There is an internal consistency in what I have done, one study leading to another, so it is difficult to point to particular discoveries. But, if I should do exactly that, I would first mention the large study of almost 6500 doctorates from four decades that showed that social origin, contrary to the opinion of Dahrendorf and others, not only operates through the education system that regulates access to elite positions. Social origin has a very direct impact on the recruitment to elites and on post-educational careers, to a large extent through habitus and everything else that comes with high social origin, such as contacts and insights. This plays a direct role in the selection of candidates for elite positions, not the least in the economic sector. The principle of social similarity ensures that top managers are vastly recruited from the upper and upper middle classes. Second, I would point to my international comparative studies that I just mentioned and that put in question the idea of an emerging transnational elite. Only in very few countries, the top management of large corporations is actually internationalised. Corporations go global, but the business elite, the top managers, who handle these corporations do not. Again, the force of social similarity governs selection mechanisms. Third, I would mention my study of the German core elite, the holders of the 1000 most important positions of power. I show that the homogeneous social origin of most members of the elite also implies very similar views on issues related to social justice, taxes and public spending. Members of the top elite who come from working class families tend to have very different views on the same issues, views that are far closer to those of the population in general.

  • And if you think of your methodological choices?

I have used many different kinds of methods. This has been important for me in my development as a researcher. I have conducted several hundred in-depth interviews. I have used archive studies, especially for the big study on the cohorts with PhD diplomas. I have systematically collected information on elites in the domains of business, politics, the judicial system and academia using many types of sources, indicators on such things as social origin, educational trajectory and even periods of residence abroad. I have sometimes tested hypotheses in my research with multivariate methods, although I then depended on collaboration with others. In the study on the core German elite, I collaborated with the Social Science Research Center in Berlin, using, for the first time, a survey carried out by experienced interviewers, professional pollsters. However, for the members of the targeted elite population who did not want to participate in the survey, I had to collect data myself about their origin and their educational and professional career. I needed the same type of precise information for all to get reliable results about the main characteristics of the elites.
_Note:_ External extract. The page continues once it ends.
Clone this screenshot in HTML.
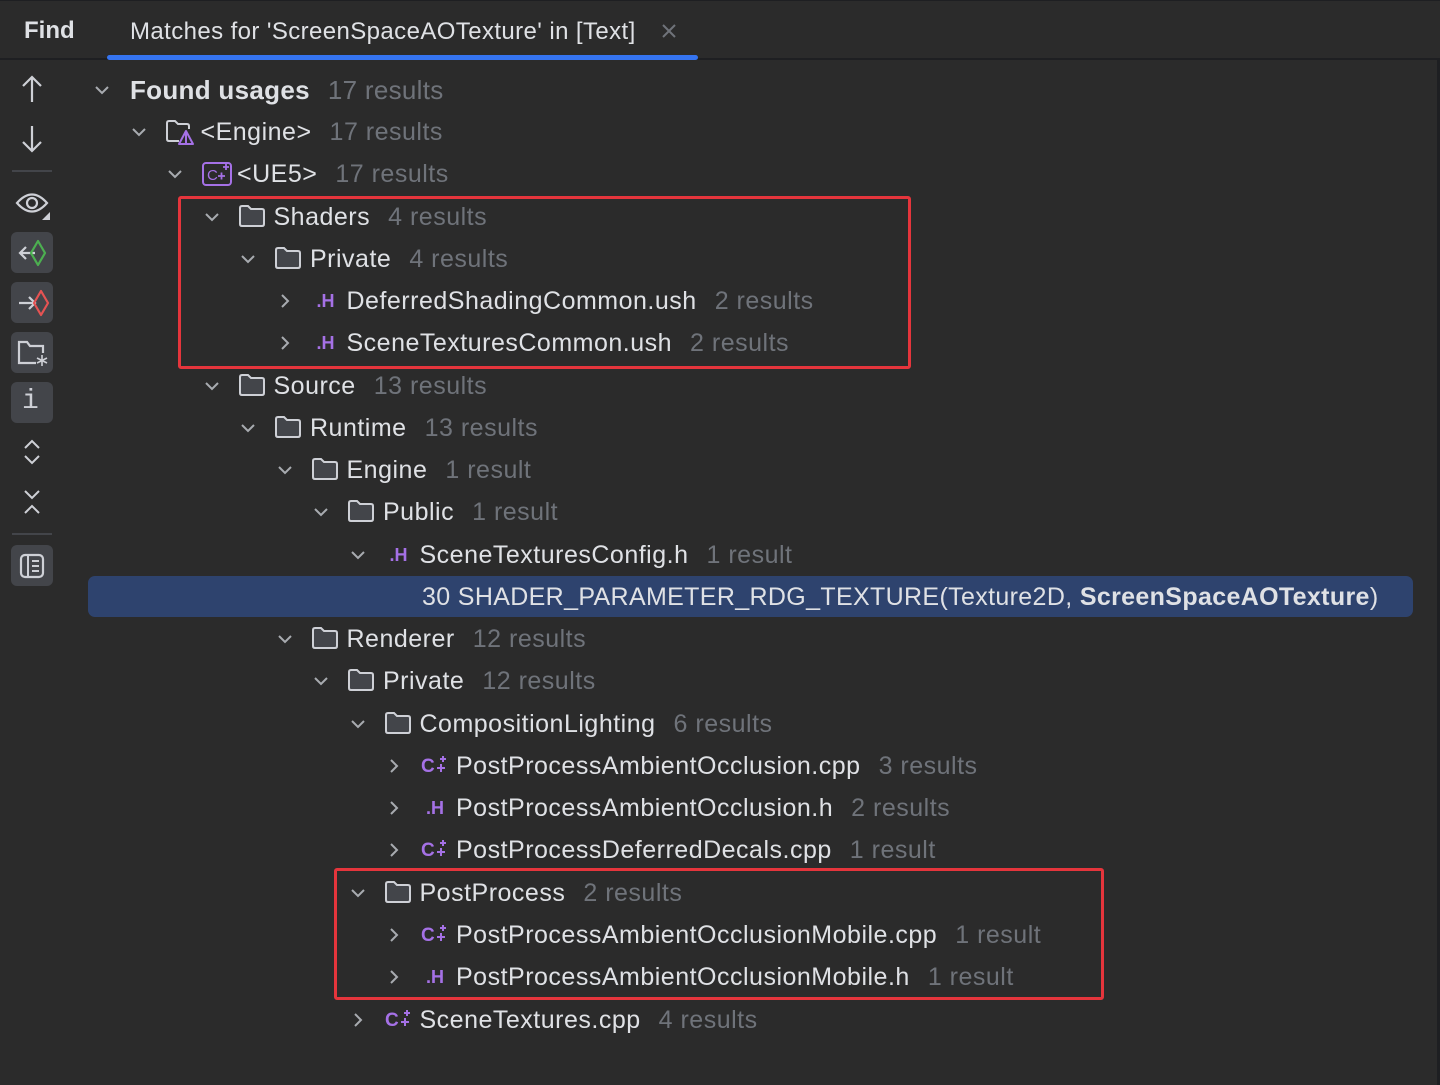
<!DOCTYPE html>
<html><head><meta charset="utf-8"><style>
*{margin:0;padding:0;box-sizing:border-box}
body{width:1440px;height:1085px;background:#2b2b2b;font-family:"Liberation Sans",sans-serif;color:#dfe1e5;position:relative;overflow:hidden}
.hdr{position:absolute;left:0;top:0;width:1440px;height:60px;border-bottom:2px solid #1e1f22;border-top:1px solid #1e1f22}
.find{position:absolute;left:24px;top:17px;font-size:24px;font-weight:bold;color:#dfe1e5}
.tab{position:absolute;left:130px;top:18px;font-size:24px;color:#dfe1e5;letter-spacing:0.4px}
.x{position:absolute;left:660px;top:22px}
.ul{position:absolute;left:107px;top:55px;width:591px;height:5px;background:#3574f0;border-radius:3px}
.rb{position:absolute;right:0;top:60px;width:3px;height:1025px;background:#1e1f22}
.row{position:absolute;height:42px;line-height:42px;font-size:25px;white-space:nowrap;letter-spacing:0.5px}
.row .c{color:#6f737a;margin-left:18px}
.chev{position:absolute}
.ic{position:absolute}
.sel{position:absolute;left:88px;top:576px;width:1325px;height:41px;background:#2e436e;border-radius:7px}
.red{position:absolute;border:3px solid #e5353c;border-radius:3px}
.btn{position:absolute;left:11px;width:42px;height:41px;background:#43454a;border-radius:6px}
.sep{position:absolute;left:12px;width:40px;height:2px;background:#43454a}
.h{color:#a571e6;font-weight:bold;font-size:18px;letter-spacing:0}
</style></head><body>
<div class="hdr"></div>
<div class="find">Find</div>
<div class="tab">Matches for 'ScreenSpaceAOTexture' in [Text]</div>
<svg class="x" width="18" height="18" viewBox="0 0 18 18"><path d="M3 3L15 15M15 3L3 15" stroke="#6f737a" stroke-width="2"/></svg>
<div class="ul"></div>
<div class="rb"></div>

<svg style="position:absolute;left:18px;top:74px" width="28" height="30" viewBox="0 0 28 30"><path d="M14 28V3M5 12L14 3L23 12" stroke="#ced0d6" stroke-width="2.2" fill="none"/></svg>
<svg style="position:absolute;left:18px;top:124px" width="28" height="30" viewBox="0 0 28 30"><path d="M14 2V27M5 18L14 27L23 18" stroke="#ced0d6" stroke-width="2.2" fill="none"/></svg>
<div class="sep" style="top:170px"></div>
<svg style="position:absolute;left:14px;top:188px" width="38" height="34" viewBox="0 0 38 34"><path d="M3 15Q18 -2 33 15Q18 32 3 15Z" stroke="#ced0d6" stroke-width="2.2" fill="none"/><circle cx="18" cy="15" r="5" stroke="#ced0d6" stroke-width="2.2" fill="none"/><path d="M36 24V32H28Z" fill="#ced0d6"/></svg>
<div class="btn" style="top:232px"></div>
<svg style="position:absolute;left:16px;top:238px" width="34" height="30" viewBox="0 0 34 30"><path d="M19 15H4M10 9L4 15L10 21" stroke="#ced0d6" stroke-width="2.2" fill="none"/><path d="M22 3L29 15L22 27L15 15Z" stroke="#4caf50" stroke-width="2.2" fill="none" stroke-linejoin="round"/></svg>
<div class="btn" style="top:282px"></div>
<svg style="position:absolute;left:16px;top:288px" width="34" height="30" viewBox="0 0 34 30"><path d="M3 15H19M13 9L19 15L13 21" stroke="#ced0d6" stroke-width="2.2" fill="none"/><path d="M25 3L32 15L25 27L18 15Z" stroke="#e55353" stroke-width="2.2" fill="none" stroke-linejoin="round"/></svg>
<div class="btn" style="top:332px"></div>
<svg style="position:absolute;left:16px;top:338px" width="34" height="30" viewBox="0 0 34 30"><path d="M20 25H3V4H11L14 8H27V15" stroke="#ced0d6" stroke-width="2.2" fill="none"/><path d="M26 17V28M21 20L31 25M31 20L21 25" stroke="#ced0d6" stroke-width="1.6"/></svg>
<div class="btn" style="top:382px"></div>
<div style="position:absolute;left:22px;top:386px;font-size:28px;color:#ced0d6;font-family:'Liberation Mono',monospace">i</div>
<svg style="position:absolute;left:20px;top:438px" width="24" height="28" viewBox="0 0 24 28"><path d="M5 10L12 3L19 10M5 18L12 25L19 18" stroke="#ced0d6" stroke-width="2" fill="none"/></svg>
<svg style="position:absolute;left:20px;top:488px" width="24" height="28" viewBox="0 0 24 28"><path d="M5 3L12 10L19 3M5 25L12 18L19 25" stroke="#ced0d6" stroke-width="2" fill="none"/></svg>
<div class="sep" style="top:533px"></div>
<div class="btn" style="top:545px"></div>
<svg style="position:absolute;left:19px;top:553px" width="26" height="26" viewBox="0 0 26 26"><rect x="2" y="2" width="22" height="22" rx="4" stroke="#ced0d6" stroke-width="2.2" fill="none"/><path d="M9 2V24M13 8H20M13 13H20M13 18H20" stroke="#ced0d6" stroke-width="2"/></svg>

<div class="sel"></div>
<div class="red" style="left:178px;top:196px;width:733px;height:173px"></div>
<div class="red" style="left:334px;top:868px;width:770px;height:132px"></div>

<div id="tree"></div>
<script>
const F='<svg width="28" height="24" viewBox="0 0 28 24"><path d="M2 4Q2 2 4 2H10L13 5H24Q26 5 26 7V20Q26 22 24 22H4Q2 22 2 20Z" fill="#43454a" stroke="#ced0d6" stroke-width="2"/></svg>';
const H='<span class="h">.H</span>';
const C='<svg width="28" height="24" viewBox="0 0 28 24"><text x="1" y="19" font-family="Liberation Sans" font-weight="bold" font-size="19" fill="#a571e6">C</text><path d="M17 15H25M21 11V19M20 6H26M23 3V9" stroke="#a571e6" stroke-width="2"/></svg>';
const ENG='<svg width="30" height="28" viewBox="0 0 30 28"><path d="M2 4Q2 2 4 2H10L13 5H22Q24 5 24 7V10M14 22H4Q2 22 2 20V4" fill="none" stroke="#ced0d6" stroke-width="2"/><path d="M21 12L28 25H14Z M21 12V25" fill="none" stroke="#a571e6" stroke-width="2" stroke-linejoin="round"/></svg>';
const UE='<svg width="32" height="26" viewBox="0 0 32 26"><rect x="2" y="2" width="28" height="22" rx="3" fill="none" stroke="#a571e6" stroke-width="2"/><text x="6" y="19" font-family="Liberation Sans" font-size="15" fill="#a571e6">C</text><path d="M17 15H24M20.5 11.5V18.5M22 6H28M25 3V9" stroke="#a571e6" stroke-width="1.8"/></svg>';
const rows=[
[90,0,1,null,'<b>Found usages</b>','17 results'],
[132,1,1,ENG,'&lt;Engine&gt;','17 results'],
[174,2,1,UE,'&lt;UE5&gt;','17 results'],
[217,3,1,F,'Shaders','4 results'],
[259,4,1,F,'Private','4 results'],
[301,5,0,H,'DeferredShadingCommon.ush','2 results'],
[343,5,0,H,'SceneTexturesCommon.ush','2 results'],
[386,3,1,F,'Source','13 results'],
[428,4,1,F,'Runtime','13 results'],
[470,5,1,F,'Engine','1 result'],
[512,6,1,F,'Public','1 result'],
[555,7,1,H,'SceneTexturesConfig.h','1 result'],
[639,5,1,F,'Renderer','12 results'],
[681,6,1,F,'Private','12 results'],
[724,7,1,F,'CompositionLighting','6 results'],
[766,8,0,C,'PostProcessAmbientOcclusion.cpp','3 results'],
[808,8,0,H,'PostProcessAmbientOcclusion.h','2 results'],
[850,8,0,C,'PostProcessDeferredDecals.cpp','1 result'],
[893,7,1,F,'PostProcess','2 results'],
[935,8,0,C,'PostProcessAmbientOcclusionMobile.cpp','1 result'],
[977,8,0,H,'PostProcessAmbientOcclusionMobile.h','1 result'],
[1020,7,0,C,'SceneTextures.cpp','4 results']];
let h='';
for(const [y,l,o,ic,t,c] of rows){
 const cx=102+36.5*l;
 const chev=o?'<path d="M3 6L9 12L15 6" stroke="#a8abb0" stroke-width="2" fill="none"/>':'<path d="M6 3L12 9L6 15" stroke="#a8abb0" stroke-width="2" fill="none"/>';
 h+=`<svg class="chev" style="left:${cx-9}px;top:${y-9}px" width="18" height="18" viewBox="0 0 18 18">${chev}</svg>`;
 const tx=ic?cx+62:cx+28;
 if(ic){const off=ic===H?6:0;h+=`<div class="ic" style="left:${cx+26+off}px;top:${y-(ic===H?12:13)}px;line-height:24px">${ic}</div>`;}
 h+=`<div class="row" style="left:${tx}px;top:${y-21}px${l==0?';font-size:26px;letter-spacing:0.3px':''}">${t}<span class="c">${c}</span></div>`;
}
h+=`<div class="row" style="left:422px;top:576px;letter-spacing:0.35px">30 SHADER_PARAMETER_RDG_TEXTURE(Texture2D, <b>ScreenSpaceAOTexture</b>)</div>`;
document.getElementById('tree').innerHTML=h;
</script>
</body></html>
In recent years, my research on international comparisons has, to a high extent, become more reliant on Internet resources. This allows me to go back to doing much of the data collection on my own. I use help when needed, for example, a Chinese assistant for accessing detailed information on the Chinese elite. The Internet is a powerful research tool, if used with care, since so much information is available that previously was difficult to find. There is one weakness that I should point to. Through concentrating on official positions, sometimes you may overlook people without such positions but still with much influence, especially in the business world. You may miss them if you make the selection of the top elite through formal criteria such as being a member of the board of a multinational corporation. But this is not a big issue. Most billionaires lead their companies themselves, or at least they sit at the head of the supervisory board.

The major methodological difficulty facing the elites is getting access to them. They keep their distance. They don’t want to be interviewed, and if they sometimes do, they don’t give their secrets away. As I said, it has become increasingly difficult for me to make interviews in Germany. However, the fact that I am well-known has also, to a little extent, been beneficial. Since the late 1990s, I am so often invited to give lectures in all kinds of contexts, large companies, associations, foundations and universities, much more often than at scientific conferences. For more than ten years, I gave approximately 70 lectures around the country per year, nowadays less. Among them are the Baden-Badener Unternehmergespräche, one of the most exclusive meetings of the German business elite. Furthermore, due to my reputation as the expert on elites for several years, I was a member of the advisory board of a foundation together with many very powerful members like CEOs of large corporations, cabinet members of the Merkel administration and presidents of the leading science organisations. So, I am often given the opportunity to discuss with people in power, so at least I know how they explain the positions of power that they hold, and I get some information about their real attitudes towards major problems, such as the financial crisis, for example.

  • Has the reception of your work changed over time?

Initially, my research on elites did not give much echo. However, from the mid-1990s, the interest in elites resurged, and media gave the topic more attention. My research on the careers of people with a PhD exam was a sort of a breakthrough for me as a well-known researcher. As for German social sciences, competition has been weak as regards elite research. I think I have benefited from my position as an outsider. When the elites became a popular topic again in the late 1990s, it was temporary. Some renowned researchers, such as the Berlin political scientist Herfried Münkler, showed interest, but then allowed the topic to fall again. I think he and others felt that the effort needed for doing systematic research in this field was very big. I also regularly came up with new empirical studies to which others had to respond. Part of this discontinuity in elite research has to do with the fact that sometimes researchers change sides. For example, in political science, the leader of a major elite study made in Potsdam in the mid-1990s left academia once the project was finished for a position in the Federal Association of German Banks. The research project I carried out jointly with the Social Science Research Center in Berlin on the German top elite faced a similar discontinuity. In spite of the director and three research-directors at the Center being involved in the research, the results have, to a very little extent, been published. There has been a high overturn of staff, but my interpretation is that there is also simply a lack of interest. So, for years, I am the only one who has continuously researched elites in Germany. Although the conservative media don’t particularly like to leave an area that they consider to be their own to an old leftist like me, they have so far not had much choice.